## Request
Extract each line of the data and write it out again exactly.

## Dataset section
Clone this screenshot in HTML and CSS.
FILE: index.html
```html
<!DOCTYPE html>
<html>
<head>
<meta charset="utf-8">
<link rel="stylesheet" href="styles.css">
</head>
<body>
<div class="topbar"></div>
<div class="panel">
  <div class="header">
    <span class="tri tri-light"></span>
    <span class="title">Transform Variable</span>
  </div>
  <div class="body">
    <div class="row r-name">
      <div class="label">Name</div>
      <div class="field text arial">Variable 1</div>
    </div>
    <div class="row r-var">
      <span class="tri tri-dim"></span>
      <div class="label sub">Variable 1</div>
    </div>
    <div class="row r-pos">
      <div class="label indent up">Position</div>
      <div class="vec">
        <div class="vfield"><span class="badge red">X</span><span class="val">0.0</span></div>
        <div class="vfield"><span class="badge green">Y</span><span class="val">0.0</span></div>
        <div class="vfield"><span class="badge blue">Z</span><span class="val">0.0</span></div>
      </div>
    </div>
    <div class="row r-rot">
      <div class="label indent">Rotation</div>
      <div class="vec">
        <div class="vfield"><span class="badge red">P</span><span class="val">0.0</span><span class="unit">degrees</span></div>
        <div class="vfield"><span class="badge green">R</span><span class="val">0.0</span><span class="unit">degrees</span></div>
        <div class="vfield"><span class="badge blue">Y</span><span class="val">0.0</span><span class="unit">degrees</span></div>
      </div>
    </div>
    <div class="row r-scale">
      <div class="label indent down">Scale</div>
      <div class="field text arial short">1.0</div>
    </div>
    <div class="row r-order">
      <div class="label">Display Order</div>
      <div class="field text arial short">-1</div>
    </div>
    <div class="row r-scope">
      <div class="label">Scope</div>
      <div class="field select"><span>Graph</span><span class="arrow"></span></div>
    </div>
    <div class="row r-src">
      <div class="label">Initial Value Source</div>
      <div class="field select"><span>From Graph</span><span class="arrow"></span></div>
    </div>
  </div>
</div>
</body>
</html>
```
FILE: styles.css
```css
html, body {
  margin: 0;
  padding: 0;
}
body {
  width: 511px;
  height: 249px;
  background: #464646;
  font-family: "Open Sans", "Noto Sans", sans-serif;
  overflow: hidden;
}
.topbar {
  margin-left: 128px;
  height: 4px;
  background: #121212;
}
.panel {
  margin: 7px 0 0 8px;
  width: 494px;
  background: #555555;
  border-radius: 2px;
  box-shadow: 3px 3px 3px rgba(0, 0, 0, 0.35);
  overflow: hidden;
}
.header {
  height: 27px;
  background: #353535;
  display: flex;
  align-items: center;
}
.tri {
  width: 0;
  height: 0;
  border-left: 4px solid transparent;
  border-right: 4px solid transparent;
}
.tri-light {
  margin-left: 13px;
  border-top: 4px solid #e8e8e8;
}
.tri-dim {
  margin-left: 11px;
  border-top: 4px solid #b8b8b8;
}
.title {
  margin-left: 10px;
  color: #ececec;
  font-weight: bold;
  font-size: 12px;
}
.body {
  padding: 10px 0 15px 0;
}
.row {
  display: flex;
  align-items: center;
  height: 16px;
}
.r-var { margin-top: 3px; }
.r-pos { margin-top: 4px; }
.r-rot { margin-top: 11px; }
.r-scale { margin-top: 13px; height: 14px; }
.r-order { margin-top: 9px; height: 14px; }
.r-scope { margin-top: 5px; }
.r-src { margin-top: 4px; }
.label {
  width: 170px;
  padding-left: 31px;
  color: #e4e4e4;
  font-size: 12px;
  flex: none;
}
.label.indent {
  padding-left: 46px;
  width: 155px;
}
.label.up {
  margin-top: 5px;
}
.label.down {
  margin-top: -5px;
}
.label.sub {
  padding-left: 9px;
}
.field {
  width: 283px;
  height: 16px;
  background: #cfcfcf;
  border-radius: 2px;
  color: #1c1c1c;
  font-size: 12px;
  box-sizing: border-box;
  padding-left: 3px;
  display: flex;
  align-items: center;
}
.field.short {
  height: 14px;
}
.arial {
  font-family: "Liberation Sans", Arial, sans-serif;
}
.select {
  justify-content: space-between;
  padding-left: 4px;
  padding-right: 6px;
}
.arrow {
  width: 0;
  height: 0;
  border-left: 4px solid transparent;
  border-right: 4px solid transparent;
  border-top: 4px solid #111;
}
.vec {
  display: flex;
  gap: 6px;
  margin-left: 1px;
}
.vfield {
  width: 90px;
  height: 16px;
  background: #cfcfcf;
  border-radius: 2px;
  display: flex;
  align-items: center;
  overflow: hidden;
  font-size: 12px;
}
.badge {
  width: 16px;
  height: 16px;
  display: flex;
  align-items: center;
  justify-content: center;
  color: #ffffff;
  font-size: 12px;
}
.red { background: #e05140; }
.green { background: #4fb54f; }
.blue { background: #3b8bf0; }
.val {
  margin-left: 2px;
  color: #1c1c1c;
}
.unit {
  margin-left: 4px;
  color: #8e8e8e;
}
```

## Exercise result
Clone this screenshot in HTML and CSS.
FILE: index.html
```html
<!DOCTYPE html>
<html>
<head>
<meta charset="utf-8">
<link rel="stylesheet" href="styles.css">
</head>
<body>
<div class="topbar"></div>
<div class="panel">
  <div class="header">
    <span class="tri tri-light"></span>
    <span class="title">Transform Variable</span>
  </div>
  <div class="body">
    <div class="row r-name">
      <div class="label">Name</div>
      <div class="field text arial">Variable 1</div>
    </div>
    <div class="row r-var">
      <span class="tri tri-dim"></span>
      <div class="label sub">Variable 1</div>
    </div>
    <div class="row r-pos">
      <div class="label indent up">Position</div>
      <div class="vec">
        <div class="vfield"><span class="badge red">X</span><span class="val">0.0</span></div>
        <div class="vfield"><span class="badge green">Y</span><span class="val">0.0</span></div>
        <div class="vfield"><span class="badge blue">Z</span><span class="val">0.0</span></div>
      </div>
    </div>
    <div class="row r-rot">
      <div class="label indent">Rotation</div>
      <div class="vec">
        <div class="vfield"><span class="badge red">P</span><span class="val">0.0</span><span class="unit">degrees</span></div>
        <div class="vfield"><span class="badge green">R</span><span class="val">0.0</span><span class="unit">degrees</span></div>
        <div class="vfield"><span class="badge blue">Y</span><span class="val">0.0</span><span class="unit">degrees</span></div>
      </div>
    </div>
    <div class="row r-scale">
      <div class="label indent down">Scale</div>
      <div class="field text arial short">1.0</div>
    </div>
    <div class="row r-order">
      <div class="label">Display Order</div>
      <div class="field text arial short">-1</div>
    </div>
    <div class="row r-scope">
      <div class="label">Scope</div>
      <div class="field select"><span>Graph</span><span class="arrow"></span></div>
    </div>
    <div class="row r-src">
      <div class="label">Initial Value Source</div>
      <div class="field select"><span>From Graph</span><span class="arrow"></span></div>
    </div>
  </div>
</div>
</body>
</html>
```
FILE: styles.css
```css
html, body {
  margin: 0;
  padding: 0;
}
body {
  width: 511px;
  height: 249px;
  background: #464646;
  font-family: "Open Sans", "Noto Sans", sans-serif;
  overflow: hidden;
}
.topbar {
  margin-left: 128px;
  height: 4px;
  background: #121212;
}
.panel {
  margin: 7px 0 0 8px;
  width: 494px;
  background: #555555;
  border-radius: 2px;
  box-shadow: 3px 3px 3px rgba(0, 0, 0, 0.35);
  overflow: hidden;
}
.header {
  height: 27px;
  background: #353535;
  display: flex;
  align-items: center;
}
.tri {
  width: 0;
  height: 0;
  border-left: 4px solid transparent;
  border-right: 4px solid transparent;
}
.tri-light {
  margin-left: 13px;
  border-top: 4px solid #e8e8e8;
}
.tri-dim {
  margin-left: 11px;
  border-top: 4px solid #b8b8b8;
}
.title {
  margin-left: 10px;
  color: #ececec;
  font-weight: bold;
  font-size: 12px;
}
.body {
  padding: 10px 0 15px 0;
}
.row {
  display: flex;
  align-items: center;
  height: 16px;
}
.r-var { margin-top: 3px; }
.r-pos { margin-top: 4px; }
.r-rot { margin-top: 11px; }
.r-scale { margin-top: 13px; height: 14px; }
.r-order { margin-top: 9px; height: 14px; }
.r-scope { margin-top: 5px; }
.r-src { margin-top: 4px; }
.label {
  width: 170px;
  padding-left: 31px;
  color: #e4e4e4;
  font-size: 12px;
  flex: none;
}
.label.indent {
  padding-left: 46px;
  width: 155px;
}
.label.up {
  margin-top: 5px;
}
.label.down {
  margin-top: -5px;
}
.label.sub {
  padding-left: 9px;
}
.field {
  width: 283px;
  height: 16px;
  background: #cfcfcf;
  border-radius: 2px;
  color: #1c1c1c;
  font-size: 12px;
  box-sizing: border-box;
  padding-left: 3px;
  display: flex;
  align-items: center;
}
.field.short {
  height: 14px;
}
.arial {
  font-family: "Liberation Sans", Arial, sans-serif;
}
.select {
  justify-content: space-between;
  padding-left: 4px;
  padding-right: 6px;
}
.arrow {
  width: 0;
  height: 0;
  border-left: 4px solid transparent;
  border-right: 4px solid transparent;
  border-top: 4px solid #111;
}
.vec {
  display: flex;
  gap: 6px;
  margin-left: 1px;
}
.vfield {
  width: 90px;
  height: 16px;
  background: #cfcfcf;
  border-radius: 2px;
  display: flex;
  align-items: center;
  overflow: hidden;
  font-size: 12px;
}
.badge {
  width: 16px;
  height: 16px;
  display: flex;
  align-items: center;
  justify-content: center;
  color: #ffffff;
  font-size: 12px;
}
.red { background: #e05140; }
.green { background: #4fb54f; }
.blue { background: #3b8bf0; }
.val {
  margin-left: 2px;
  color: #1c1c1c;
}
.unit {
  margin-left: 4px;
  color: #8e8e8e;
}
```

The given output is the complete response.